If you work on an FPU, you should definitely read the FPU chapter of the John Wiley & Sons book Advanced FPGA Design by Steve Kilts. You should also read the 1987 internal INMOS documents regarding the T800 Transputer FPU. The INMOS documents have been published by David Mays. The T800 FPU document explains how to verify an FPU and was written a mere eight years before Intel Pentium Errata #2: FDIV Bug.
Floating Point is a rabbit hole that i try to avoid because of how easily you can get sucked into it.
Doing Fixed Point math in Software should be fast enough for now (especially with the hardware MUL/DIV Instructions), but if i ever get into Floating Point i'll probably do it as a seperate Memory Mapped Peripheral instead of directly building it into the CPU. (that would also mean a regular 65C02/816 can also make use of the FPU as it's just a Peripheral in an FPGA/CPLD that connects to the 65xx Bus)
Sheep64 wrote:
I asked a sheep in the particle physics field if CERN used hyperbolic tangent in relativistic calculations. The answer was "Not knowingly." Therefore, you can dump all of the stupid grandstanding floating point functions. Instead, do sine and cosine concurrently with successive approximations of rotation and implement the remainder with Maclaurin, Taylor and Raphson approximations.
I'm sorry but I only understood like 3 words of that.
Sheep64 wrote:
If you are experimenting with stack introspection, you may want to add a constant to RegS or implement
PHS/PLS. Given the association of RegS and RegX, PHS/PLS is most logically implemented by escaping PHX/PLX. Unfortunately, pushing the current stack pointer onto the stack is useless. However, a computed value aids functions with a variable number of parameters.
so basically an Instructions that Pushes the current SP + some Value to the Stack?
that sounds similar to the LINK Instruction on the 68k.
though i don't see the point in having that since if you want to access a variable amount of data or pointers on the stack you can just use either the "Stack Y-Indexed" (SP,Y) or "Stack Indirect Y-Indexed" ((d.SP,Y)) Addressing Mode.
With Y being a 16-bit Register now you can easily access the whole 64k of Stack (if the SP is in 16-bit mode)
Sheep64 wrote:
You may also want to experiment with separate program and data stacks. This may aid implementation of Forth. It is also of general interest. This could be activated with an escaped flag; possibly operating on an escaped RegQ flag register. For downward compatibility, it could instead be implemented as an opt-in, per use prefix. Unfortunately, an alt stack may be incompatible with A8/A15 segment signals. Separately, you may want to investigate a privilege system where escaped CLV drops privileges and has no counterpart to increase privileges.

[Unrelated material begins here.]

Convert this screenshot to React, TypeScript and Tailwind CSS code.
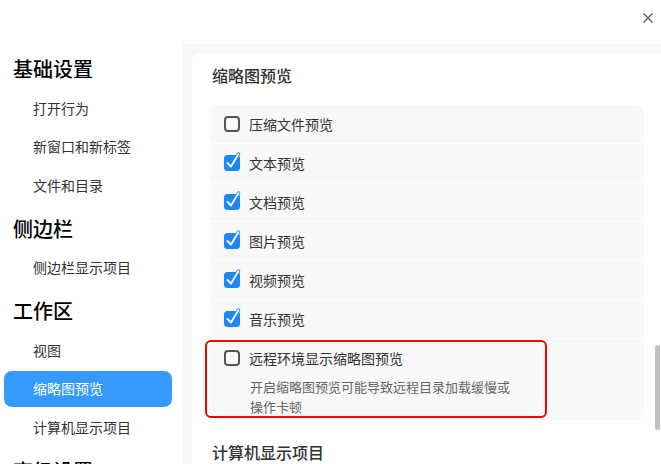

Likewise, PHQ/PLQ would be privileged.
I have thought about a System/User Stack and Supervisor/User Mode like on the 68k. but ultimately decided against it. though i made it much easier to implement such features with external glue logic by having more V*A Pins than the 65816 has.
using RW (Read/Write), VVA (Valid Vector Address), and VSA (Valid Stack Address) the system can easily detect if the CPU is accessing the Stack because of an Interrupt.
Code:
RW VVA VSA
X 0 X -> Non Interrupt Related Access
1 1 0 -> CPU Reading Interrupt Vector
0 1 1 -> CPU Writing Interrupt Return Address to Stack
1 1 1 -> CPU Reading Interrupt Return Address from Stack
using these signals you can easily build a simple memory mapper that replaces the upper 8 bits of the Address bus (A16-A23) with some hardwired value, which basically means all Interrupt Return Addresses will be written to and read from their own 64k Bank instead of where the actual Stack currently is.
the same logic can be used to Enter/Exit some kind of Supervisor mode, for example when an Interrupt Return Address gets written Memory Protection could be disabled, and when the Address gets read Memory Protection will be restored. (you can also use a counter if you expect nested Interrupts)
Sheep64 wrote:
Finally, I'm a keen proponent of abs,Z. You may wish to substitute all abs addressing with abs,Z. If RegZ is reset and never modified then STZ and abs,Z behave as expected. However, applications which populate RegZ have abs,X, abs,Y and abs,Z addressing modes and must zero one register to obtain abs. This arrangement is never worse than 65C02 and it is a significant boon as address-space and register width increases. Specifically, the semantic switches from abs+R to R+offset. Most immediately, for your extension, it allows (abs,X),Y or zp,X and sp,Y to be mixed with abs,Z.
hmm, that idea is pretty interesting... but it would technically break compatibility with the 65CE02. plus what would it even effect? for example you mentioned SP+Y even though it has no Absolute part to it.
If you really mean it's everything "Absolute" related than it would also effect "Absolute Indirect" like in JMP (abs) and JMP (abs,X), and "Long Absolute" and "Long Indirect" Addressing Modes.
I'll think about it, but i'd probably keep ABS pure to make it easier for people to get into the CPU as not having an un-Indexed Absolute Addressing mode would likely weird out some people.
I kinda wish i had a bit to spare in my Secondary Flags Register so i could make a toggle between "abs" and "abs,Z" just to see if i could get used to it.
I should really continue this project sometime in the future but CC65 got me in it's claws for right now.
obviously i'll post whenever i got something done on this, until then have a good a day/week/month/year!